Home / Technology / AI Learns to Say 'I Don't Know'
AI Learns to Say 'I Don't Know'
13 Jun
Summary
- AI models are being taught to express uncertainty.
- This approach combats "confident errors" in AI responses.
- Faithful uncertainty is key for reliable agentic AI systems.

Large language models often struggle with hallucinations, hindering real-world applications. Google researchers have proposed "faithful uncertainty," a metacognitive technique aligning AI responses with internal confidence. This allows models to hedge their answers rather than defaulting to a binary of answering or abstaining.
This approach reframes hallucinations as "confident errors," incorrect information delivered without qualification. By expressing uncertainty appropriately, AI can maintain utility by sharing partial knowledge without eroding user trust. Faithful uncertainty ensures models hedge only when their internal confidence is genuinely low.

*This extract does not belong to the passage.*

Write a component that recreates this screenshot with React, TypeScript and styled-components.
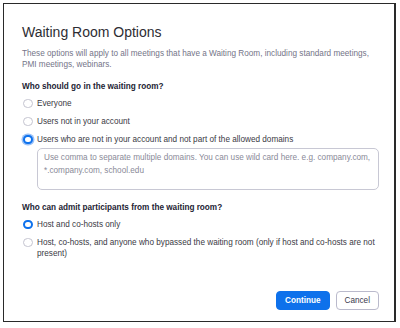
import styled, { createGlobalStyle } from 'styled-components';

const GlobalStyle = createGlobalStyle`
  html, body {
    margin: 0;
    padding: 0;
    background: #ffffff;
  }
  body {
    font-family: "Liberation Sans", Arial, Helvetica, sans-serif;
    -webkit-font-smoothing: antialiased;
  }
`;

type Option = { label: string; checked?: boolean; focused?: boolean };

const whoGoes: Option[] = [
  { label: 'Everyone' },
  { label: 'Users not in your account' },
  { label: 'Users who are not in your account and not part of the allowed domains', checked: true, focused: true },
];

const whoAdmits: Option[] = [
  { label: 'Host and co-hosts only', checked: true },
  {
    label:
      'Host, co-hosts, and anyone who bypassed the waiting room (only if host and co-hosts are not present)',
  },
];

function App() {
  return (
    <>
      <GlobalStyle />
      <Frame>
        <Title>Waiting Room Options</Title>
        <Description>
          These options will apply to all meetings that have a Waiting Room, including standard meetings,
          PMI meetings, webinars.
        </Description>

        <Question $gap={11}>Who should go in the waiting room?</Question>
        <OptionList>
          {whoGoes.map(o => (
            <OptionRow key={o.label}>
              <Radio $checked={o.checked} $focused={o.focused} />
              <OptionLabel>{o.label}</OptionLabel>
            </OptionRow>
          ))}
        </OptionList>
        <Domains
          placeholder="Use comma to separate multiple domains. You can use wild card here. e.g. company.com, *.company.com, school.edu"
          readOnly
        />

        <Question $gap={12}>Who can admit participants from the waiting room?</Question>
        <OptionList>
          {whoAdmits.map(o => (
            <OptionRow key={o.label}>
              <Radio $checked={o.checked} $focused={o.focused} />
              <OptionLabel>{o.label}</OptionLabel>
            </OptionRow>
          ))}
        </OptionList>

        <Footer>
          <PrimaryButton>Continue</PrimaryButton>
          <SecondaryButton>Cancel</SecondaryButton>
        </Footer>
      </Frame>
    </>
  );
}

const Frame = styled.div`
  box-sizing: border-box;
  margin: 3px 4px 0 3px;
  height: 319px;
  border: 1px solid #2a2a2a;
  border-right-width: 2px;
  padding: 20px 15px 11px 18px;
  display: flex;
  flex-direction: column;
`;

const Title = styled.h1`
  margin: 0;
  font-size: 14px;
  line-height: 16px;
  font-weight: 400;
  color: #2d2d33;
`;

const Description = styled.p`
  margin: 8px 0 0;
  font-size: 8.2px;
  line-height: 11px;
  color: #747487;
`;

const Question = styled.div<{ $gap: number }>`
  margin-top: ${p => p.$gap}px;
  font-size: 8.2px;
  line-height: 12px;
  font-weight: 700;
  color: #232333;
`;

const OptionList = styled.div`
  display: flex;
  flex-direction: column;
  margin-top: 1px;
`;

const OptionRow = styled.label`
  display: flex;
  align-items: flex-start;
  gap: 4.5px;
  padding: 4px 0 3px 1px;
  font-size: 8.2px;
  line-height: 11px;
  color: #3a3a44;
`;

const Radio = styled.span<{ $checked?: boolean; $focused?: boolean }>`
  box-sizing: border-box;
  flex: none;
  width: 9.5px;
  height: 9.5px;
  margin-top: 0.75px;
  border-radius: 50%;
  background: #ffffff;
  border: ${p => (p.$checked ? '2.5px solid #0e72ed' : '1px solid #c4c4d0')};
  box-shadow: ${p => (p.$focused ? '0 0 0 1.5px #9cc2f7' : 'none')};
`;

const OptionLabel = styled.span`
  flex: 1;
`;

const Domains = styled.textarea`
  box-sizing: border-box;
  display: block;
  margin: 0 0 0 15px;
  width: 342px;
  height: 42px;
  padding: 2px 6px;
  border: 1px solid #c8c8d4;
  border-radius: 5px;
  resize: none;
  outline: none;
  font-family: "Liberation Sans", Arial, sans-serif;
  font-size: 8.2px;
  line-height: 13px;
  color: #333;

  &::placeholder {
    color: #8a8a98;
  }
`;

const Footer = styled.div`
  margin-top: auto;
  display: flex;
  justify-content: flex-end;
  gap: 6px;
`;

const BaseButton = styled.button`
  box-sizing: border-box;
  height: 19px;
  padding: 0 8px;
  border-radius: 4px;
  font-family: "Liberation Sans", Arial, sans-serif;
  font-size: 8.2px;
  cursor: pointer;
`;

const PrimaryButton = styled(BaseButton)`
  background: #0e71eb;
  border: 1px solid #0e71eb;
  color: #ffffff;
  font-weight: 700;
`;

const SecondaryButton = styled(BaseButton)`
  background: #ffffff;
  border: 1px solid #babacc;
  color: #39394d;
`;

export default App;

For agentic AI, this metacognitive awareness acts as a control layer, managing when to use external tools or APIs. It prevents systems from confidently answering from memory when a search is needed or searching for known information. This dynamic tool use optimizes latency and cost, crucial for advanced AI systems.
Implementing faithful uncertainty involves teaching AI the syntax of uncertainty via supervised fine-tuning. However, this presents a "bootstrapping paradox" where training data must align with a model's dynamic knowledge base. Prompt engineering offers an accessible entry point, but advanced reinforcement learning will be needed for deeper integration of metacognition.